Task inputs =
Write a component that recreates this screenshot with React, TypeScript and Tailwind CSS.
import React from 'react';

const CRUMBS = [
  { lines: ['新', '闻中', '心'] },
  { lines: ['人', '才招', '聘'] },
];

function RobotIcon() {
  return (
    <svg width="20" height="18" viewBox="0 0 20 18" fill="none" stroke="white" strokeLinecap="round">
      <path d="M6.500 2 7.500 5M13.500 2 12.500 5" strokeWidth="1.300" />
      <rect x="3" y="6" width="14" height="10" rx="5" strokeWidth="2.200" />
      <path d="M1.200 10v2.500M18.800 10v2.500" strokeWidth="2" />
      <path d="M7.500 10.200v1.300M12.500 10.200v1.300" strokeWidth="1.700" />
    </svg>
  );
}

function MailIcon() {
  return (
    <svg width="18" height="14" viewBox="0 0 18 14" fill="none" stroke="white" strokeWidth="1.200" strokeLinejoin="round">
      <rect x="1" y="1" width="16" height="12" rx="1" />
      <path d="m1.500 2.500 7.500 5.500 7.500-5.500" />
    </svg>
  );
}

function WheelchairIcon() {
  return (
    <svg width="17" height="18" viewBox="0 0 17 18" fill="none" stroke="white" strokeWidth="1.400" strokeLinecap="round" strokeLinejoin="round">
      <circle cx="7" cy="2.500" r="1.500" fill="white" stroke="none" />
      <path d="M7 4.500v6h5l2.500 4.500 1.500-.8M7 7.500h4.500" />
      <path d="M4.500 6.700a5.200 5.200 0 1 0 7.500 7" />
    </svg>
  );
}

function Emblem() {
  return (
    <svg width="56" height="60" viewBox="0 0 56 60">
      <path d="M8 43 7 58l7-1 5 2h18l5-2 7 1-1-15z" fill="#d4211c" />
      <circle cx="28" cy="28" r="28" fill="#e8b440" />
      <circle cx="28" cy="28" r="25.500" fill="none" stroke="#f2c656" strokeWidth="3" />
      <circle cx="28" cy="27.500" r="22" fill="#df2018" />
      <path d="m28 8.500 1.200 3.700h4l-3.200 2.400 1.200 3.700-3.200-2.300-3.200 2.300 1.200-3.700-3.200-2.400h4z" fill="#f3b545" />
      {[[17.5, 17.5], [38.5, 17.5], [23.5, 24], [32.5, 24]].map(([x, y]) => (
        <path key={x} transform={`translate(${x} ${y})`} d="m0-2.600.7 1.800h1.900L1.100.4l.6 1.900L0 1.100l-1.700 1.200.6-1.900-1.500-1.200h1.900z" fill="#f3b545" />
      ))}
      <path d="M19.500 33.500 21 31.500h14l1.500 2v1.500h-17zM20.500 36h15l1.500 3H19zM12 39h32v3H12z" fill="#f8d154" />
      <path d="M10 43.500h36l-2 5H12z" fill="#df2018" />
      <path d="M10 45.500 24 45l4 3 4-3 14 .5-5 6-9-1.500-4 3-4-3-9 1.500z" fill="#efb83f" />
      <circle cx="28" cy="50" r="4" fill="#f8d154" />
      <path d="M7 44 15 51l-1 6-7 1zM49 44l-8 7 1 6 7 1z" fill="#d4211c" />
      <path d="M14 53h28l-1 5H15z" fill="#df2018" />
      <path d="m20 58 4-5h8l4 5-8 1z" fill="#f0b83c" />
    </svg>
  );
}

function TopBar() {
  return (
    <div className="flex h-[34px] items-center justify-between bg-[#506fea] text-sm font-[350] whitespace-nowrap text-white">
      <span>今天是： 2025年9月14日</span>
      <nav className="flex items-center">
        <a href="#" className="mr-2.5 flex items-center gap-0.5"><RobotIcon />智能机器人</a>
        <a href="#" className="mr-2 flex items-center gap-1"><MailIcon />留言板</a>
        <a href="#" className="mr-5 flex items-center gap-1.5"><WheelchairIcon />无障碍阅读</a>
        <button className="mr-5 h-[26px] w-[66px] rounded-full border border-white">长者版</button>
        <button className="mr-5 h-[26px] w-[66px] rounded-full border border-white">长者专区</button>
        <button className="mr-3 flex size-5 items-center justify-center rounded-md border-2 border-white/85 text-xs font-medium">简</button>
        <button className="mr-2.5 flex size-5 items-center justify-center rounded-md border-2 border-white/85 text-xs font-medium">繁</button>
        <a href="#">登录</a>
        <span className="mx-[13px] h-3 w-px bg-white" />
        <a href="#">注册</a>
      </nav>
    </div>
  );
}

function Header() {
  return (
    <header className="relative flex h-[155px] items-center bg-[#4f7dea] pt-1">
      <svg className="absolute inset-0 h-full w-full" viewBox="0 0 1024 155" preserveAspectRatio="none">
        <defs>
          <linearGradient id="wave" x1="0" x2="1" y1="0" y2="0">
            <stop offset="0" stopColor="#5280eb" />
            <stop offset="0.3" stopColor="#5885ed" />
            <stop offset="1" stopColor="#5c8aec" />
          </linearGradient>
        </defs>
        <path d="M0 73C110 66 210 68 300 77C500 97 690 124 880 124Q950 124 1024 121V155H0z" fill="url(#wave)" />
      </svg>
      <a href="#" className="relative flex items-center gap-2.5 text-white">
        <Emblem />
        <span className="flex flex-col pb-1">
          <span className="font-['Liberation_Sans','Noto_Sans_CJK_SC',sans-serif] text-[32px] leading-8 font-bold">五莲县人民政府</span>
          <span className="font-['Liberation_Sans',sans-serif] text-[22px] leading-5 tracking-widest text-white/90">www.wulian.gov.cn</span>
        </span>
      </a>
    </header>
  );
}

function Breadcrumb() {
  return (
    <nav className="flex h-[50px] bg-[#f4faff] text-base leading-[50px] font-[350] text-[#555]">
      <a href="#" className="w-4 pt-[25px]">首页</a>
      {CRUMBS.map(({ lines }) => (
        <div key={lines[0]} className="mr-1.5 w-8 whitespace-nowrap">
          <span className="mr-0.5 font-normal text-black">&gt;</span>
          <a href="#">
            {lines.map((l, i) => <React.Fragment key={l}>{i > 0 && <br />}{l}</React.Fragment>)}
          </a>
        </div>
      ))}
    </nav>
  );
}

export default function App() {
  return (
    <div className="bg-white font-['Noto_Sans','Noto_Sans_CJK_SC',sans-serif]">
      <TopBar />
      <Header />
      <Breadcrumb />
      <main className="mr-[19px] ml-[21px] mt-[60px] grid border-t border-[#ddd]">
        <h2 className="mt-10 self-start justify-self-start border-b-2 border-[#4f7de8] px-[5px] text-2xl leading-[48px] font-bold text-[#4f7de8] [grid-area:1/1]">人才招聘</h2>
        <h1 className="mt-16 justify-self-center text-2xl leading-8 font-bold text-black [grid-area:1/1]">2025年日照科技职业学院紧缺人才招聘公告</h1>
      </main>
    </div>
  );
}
==
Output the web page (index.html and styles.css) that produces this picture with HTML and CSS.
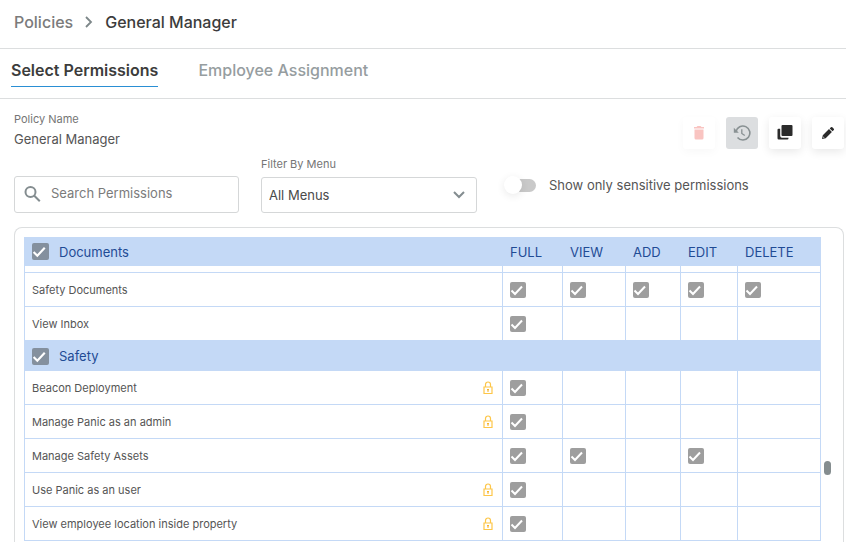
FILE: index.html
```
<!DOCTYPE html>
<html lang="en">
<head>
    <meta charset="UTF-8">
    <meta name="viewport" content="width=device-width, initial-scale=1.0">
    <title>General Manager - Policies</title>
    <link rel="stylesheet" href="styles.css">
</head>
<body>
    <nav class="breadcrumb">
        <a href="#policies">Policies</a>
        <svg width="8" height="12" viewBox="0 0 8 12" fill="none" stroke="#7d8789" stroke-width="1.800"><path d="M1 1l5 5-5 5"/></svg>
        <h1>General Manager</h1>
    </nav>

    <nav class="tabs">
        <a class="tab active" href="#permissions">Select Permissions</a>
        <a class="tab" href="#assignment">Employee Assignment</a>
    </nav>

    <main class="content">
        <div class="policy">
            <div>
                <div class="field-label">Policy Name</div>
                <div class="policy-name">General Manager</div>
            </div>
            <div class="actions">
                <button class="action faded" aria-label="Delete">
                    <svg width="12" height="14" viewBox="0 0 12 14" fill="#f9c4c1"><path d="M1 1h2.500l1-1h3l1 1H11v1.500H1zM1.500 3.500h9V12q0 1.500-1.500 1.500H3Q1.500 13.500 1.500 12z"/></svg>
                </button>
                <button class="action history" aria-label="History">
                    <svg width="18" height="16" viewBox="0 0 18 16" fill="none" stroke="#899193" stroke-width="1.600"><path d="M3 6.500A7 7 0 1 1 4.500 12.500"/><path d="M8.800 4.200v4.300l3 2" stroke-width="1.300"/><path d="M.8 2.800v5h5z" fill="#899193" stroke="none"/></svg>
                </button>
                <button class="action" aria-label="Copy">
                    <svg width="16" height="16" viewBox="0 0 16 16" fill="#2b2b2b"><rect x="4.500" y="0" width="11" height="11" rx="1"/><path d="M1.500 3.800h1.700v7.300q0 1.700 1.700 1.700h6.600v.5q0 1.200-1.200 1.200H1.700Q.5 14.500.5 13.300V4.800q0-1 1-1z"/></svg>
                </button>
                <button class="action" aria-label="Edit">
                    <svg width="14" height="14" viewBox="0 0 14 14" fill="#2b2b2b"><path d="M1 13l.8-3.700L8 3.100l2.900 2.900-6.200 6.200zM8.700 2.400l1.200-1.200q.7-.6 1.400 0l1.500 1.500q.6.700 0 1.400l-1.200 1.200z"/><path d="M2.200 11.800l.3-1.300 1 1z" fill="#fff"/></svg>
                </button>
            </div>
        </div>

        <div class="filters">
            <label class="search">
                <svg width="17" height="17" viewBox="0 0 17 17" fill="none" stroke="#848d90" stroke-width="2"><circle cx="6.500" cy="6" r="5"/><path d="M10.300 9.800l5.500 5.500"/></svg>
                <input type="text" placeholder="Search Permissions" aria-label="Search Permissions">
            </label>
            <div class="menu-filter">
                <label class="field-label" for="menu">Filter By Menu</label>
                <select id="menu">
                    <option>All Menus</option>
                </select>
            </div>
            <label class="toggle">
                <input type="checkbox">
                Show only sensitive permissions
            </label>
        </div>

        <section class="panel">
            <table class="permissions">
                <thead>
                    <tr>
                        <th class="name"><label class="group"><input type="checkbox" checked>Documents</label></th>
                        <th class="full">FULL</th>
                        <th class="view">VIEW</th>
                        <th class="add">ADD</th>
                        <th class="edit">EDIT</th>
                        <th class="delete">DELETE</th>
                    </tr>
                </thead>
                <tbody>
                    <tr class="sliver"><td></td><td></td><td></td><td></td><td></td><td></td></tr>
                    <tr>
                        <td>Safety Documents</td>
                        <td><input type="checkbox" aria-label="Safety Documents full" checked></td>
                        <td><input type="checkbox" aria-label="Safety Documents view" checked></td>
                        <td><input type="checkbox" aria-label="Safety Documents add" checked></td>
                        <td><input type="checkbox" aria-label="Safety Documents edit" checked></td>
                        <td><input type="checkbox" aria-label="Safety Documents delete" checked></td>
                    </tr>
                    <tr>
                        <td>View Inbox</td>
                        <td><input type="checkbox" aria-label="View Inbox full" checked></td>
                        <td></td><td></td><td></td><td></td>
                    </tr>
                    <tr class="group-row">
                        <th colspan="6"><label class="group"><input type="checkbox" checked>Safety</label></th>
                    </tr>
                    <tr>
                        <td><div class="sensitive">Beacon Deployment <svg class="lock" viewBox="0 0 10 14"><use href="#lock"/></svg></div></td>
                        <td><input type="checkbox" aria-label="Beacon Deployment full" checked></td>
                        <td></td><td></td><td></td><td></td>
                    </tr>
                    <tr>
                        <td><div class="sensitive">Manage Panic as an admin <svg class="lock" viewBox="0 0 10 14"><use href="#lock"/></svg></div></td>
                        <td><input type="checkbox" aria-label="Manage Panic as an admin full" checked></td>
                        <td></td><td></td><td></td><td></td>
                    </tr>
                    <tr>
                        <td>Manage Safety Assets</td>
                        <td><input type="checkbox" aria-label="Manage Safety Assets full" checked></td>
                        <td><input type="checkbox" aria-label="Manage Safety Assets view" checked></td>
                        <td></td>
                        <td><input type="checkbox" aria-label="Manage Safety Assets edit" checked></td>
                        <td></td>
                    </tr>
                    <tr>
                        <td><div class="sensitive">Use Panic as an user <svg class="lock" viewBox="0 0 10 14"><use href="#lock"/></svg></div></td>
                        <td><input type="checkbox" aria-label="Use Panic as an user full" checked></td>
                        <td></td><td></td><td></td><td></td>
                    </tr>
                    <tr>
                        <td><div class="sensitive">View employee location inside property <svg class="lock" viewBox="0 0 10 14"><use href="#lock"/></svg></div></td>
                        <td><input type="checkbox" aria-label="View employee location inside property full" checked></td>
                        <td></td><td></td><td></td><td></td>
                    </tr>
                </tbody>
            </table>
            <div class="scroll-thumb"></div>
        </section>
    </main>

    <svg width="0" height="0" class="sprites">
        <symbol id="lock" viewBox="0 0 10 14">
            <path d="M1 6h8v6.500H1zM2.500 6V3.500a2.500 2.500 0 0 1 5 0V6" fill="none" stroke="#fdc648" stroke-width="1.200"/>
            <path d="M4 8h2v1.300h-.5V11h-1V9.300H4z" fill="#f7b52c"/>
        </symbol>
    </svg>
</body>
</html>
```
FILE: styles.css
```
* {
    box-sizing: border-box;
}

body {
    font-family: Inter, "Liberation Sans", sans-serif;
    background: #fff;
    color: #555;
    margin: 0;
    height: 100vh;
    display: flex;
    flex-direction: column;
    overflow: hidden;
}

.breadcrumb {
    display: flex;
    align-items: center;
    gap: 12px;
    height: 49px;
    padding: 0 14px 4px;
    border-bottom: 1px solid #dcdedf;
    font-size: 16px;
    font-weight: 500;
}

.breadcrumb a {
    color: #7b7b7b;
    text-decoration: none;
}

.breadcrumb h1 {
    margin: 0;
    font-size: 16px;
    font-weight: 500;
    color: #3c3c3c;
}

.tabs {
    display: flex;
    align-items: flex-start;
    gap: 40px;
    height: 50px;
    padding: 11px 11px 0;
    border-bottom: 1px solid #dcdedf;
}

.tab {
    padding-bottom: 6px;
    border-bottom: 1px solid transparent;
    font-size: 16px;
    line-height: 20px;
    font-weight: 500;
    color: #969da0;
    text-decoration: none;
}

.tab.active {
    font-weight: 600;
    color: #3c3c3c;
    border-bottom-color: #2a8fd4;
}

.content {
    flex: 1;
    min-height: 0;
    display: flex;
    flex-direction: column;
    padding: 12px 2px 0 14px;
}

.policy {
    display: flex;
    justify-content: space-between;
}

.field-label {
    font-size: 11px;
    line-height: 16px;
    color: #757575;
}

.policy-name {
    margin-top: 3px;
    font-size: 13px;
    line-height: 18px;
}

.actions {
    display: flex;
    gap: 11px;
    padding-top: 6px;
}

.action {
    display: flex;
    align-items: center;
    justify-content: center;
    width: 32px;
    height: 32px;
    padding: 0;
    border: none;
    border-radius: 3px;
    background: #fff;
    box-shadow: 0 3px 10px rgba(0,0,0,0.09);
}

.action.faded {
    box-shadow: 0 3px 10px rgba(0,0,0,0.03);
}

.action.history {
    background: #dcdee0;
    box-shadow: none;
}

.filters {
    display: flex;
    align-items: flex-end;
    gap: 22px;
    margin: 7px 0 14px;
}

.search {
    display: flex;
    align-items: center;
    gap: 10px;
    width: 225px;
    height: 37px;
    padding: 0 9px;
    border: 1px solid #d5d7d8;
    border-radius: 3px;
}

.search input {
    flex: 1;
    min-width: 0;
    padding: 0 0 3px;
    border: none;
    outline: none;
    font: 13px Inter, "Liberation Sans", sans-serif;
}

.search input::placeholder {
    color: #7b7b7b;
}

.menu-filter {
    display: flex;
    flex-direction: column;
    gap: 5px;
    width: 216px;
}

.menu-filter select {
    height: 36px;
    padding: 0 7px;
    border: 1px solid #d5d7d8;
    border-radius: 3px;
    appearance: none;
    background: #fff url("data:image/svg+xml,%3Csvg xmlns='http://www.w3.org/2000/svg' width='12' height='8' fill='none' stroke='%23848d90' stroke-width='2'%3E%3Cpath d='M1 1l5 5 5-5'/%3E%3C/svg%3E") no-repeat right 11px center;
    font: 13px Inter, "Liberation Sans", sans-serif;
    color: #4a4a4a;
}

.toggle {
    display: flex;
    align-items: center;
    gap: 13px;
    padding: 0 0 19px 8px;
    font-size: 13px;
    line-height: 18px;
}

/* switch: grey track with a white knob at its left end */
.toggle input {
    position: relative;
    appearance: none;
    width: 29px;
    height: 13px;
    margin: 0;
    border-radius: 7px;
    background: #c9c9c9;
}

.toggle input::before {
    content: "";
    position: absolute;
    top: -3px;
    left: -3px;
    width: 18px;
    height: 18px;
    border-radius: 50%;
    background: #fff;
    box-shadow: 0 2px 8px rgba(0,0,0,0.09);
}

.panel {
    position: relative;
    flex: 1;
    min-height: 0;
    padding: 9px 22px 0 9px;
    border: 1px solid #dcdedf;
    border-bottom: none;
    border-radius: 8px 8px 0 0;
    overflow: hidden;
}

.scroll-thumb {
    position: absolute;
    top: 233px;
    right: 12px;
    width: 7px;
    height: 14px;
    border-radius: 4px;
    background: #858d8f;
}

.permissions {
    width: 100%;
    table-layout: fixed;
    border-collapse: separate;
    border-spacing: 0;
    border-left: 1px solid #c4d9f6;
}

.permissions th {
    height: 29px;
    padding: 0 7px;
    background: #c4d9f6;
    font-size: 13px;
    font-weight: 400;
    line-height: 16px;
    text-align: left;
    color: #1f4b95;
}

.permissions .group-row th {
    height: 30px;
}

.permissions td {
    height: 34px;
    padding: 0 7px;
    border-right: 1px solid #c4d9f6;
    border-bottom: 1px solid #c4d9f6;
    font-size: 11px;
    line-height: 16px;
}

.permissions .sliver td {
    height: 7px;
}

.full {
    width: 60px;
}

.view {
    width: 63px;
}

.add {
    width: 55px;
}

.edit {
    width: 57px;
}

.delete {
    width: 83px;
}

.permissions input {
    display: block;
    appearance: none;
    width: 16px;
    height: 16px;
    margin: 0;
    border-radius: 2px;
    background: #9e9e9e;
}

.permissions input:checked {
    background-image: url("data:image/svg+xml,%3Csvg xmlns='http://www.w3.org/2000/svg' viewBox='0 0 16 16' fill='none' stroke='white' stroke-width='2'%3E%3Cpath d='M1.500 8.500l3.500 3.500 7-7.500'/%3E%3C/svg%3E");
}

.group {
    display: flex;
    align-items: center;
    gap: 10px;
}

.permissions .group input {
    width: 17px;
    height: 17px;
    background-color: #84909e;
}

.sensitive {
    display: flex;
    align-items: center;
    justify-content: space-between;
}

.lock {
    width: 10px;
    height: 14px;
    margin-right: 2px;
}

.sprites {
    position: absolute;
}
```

The request = Find the string "html" in the listing and return every line that holds it.

Response to the exercise =
Output the web page (index.html and styles.css) that produces this picture with HTML and CSS.
FILE: index.html
<!DOCTYPE html>
<html lang="en">
</html>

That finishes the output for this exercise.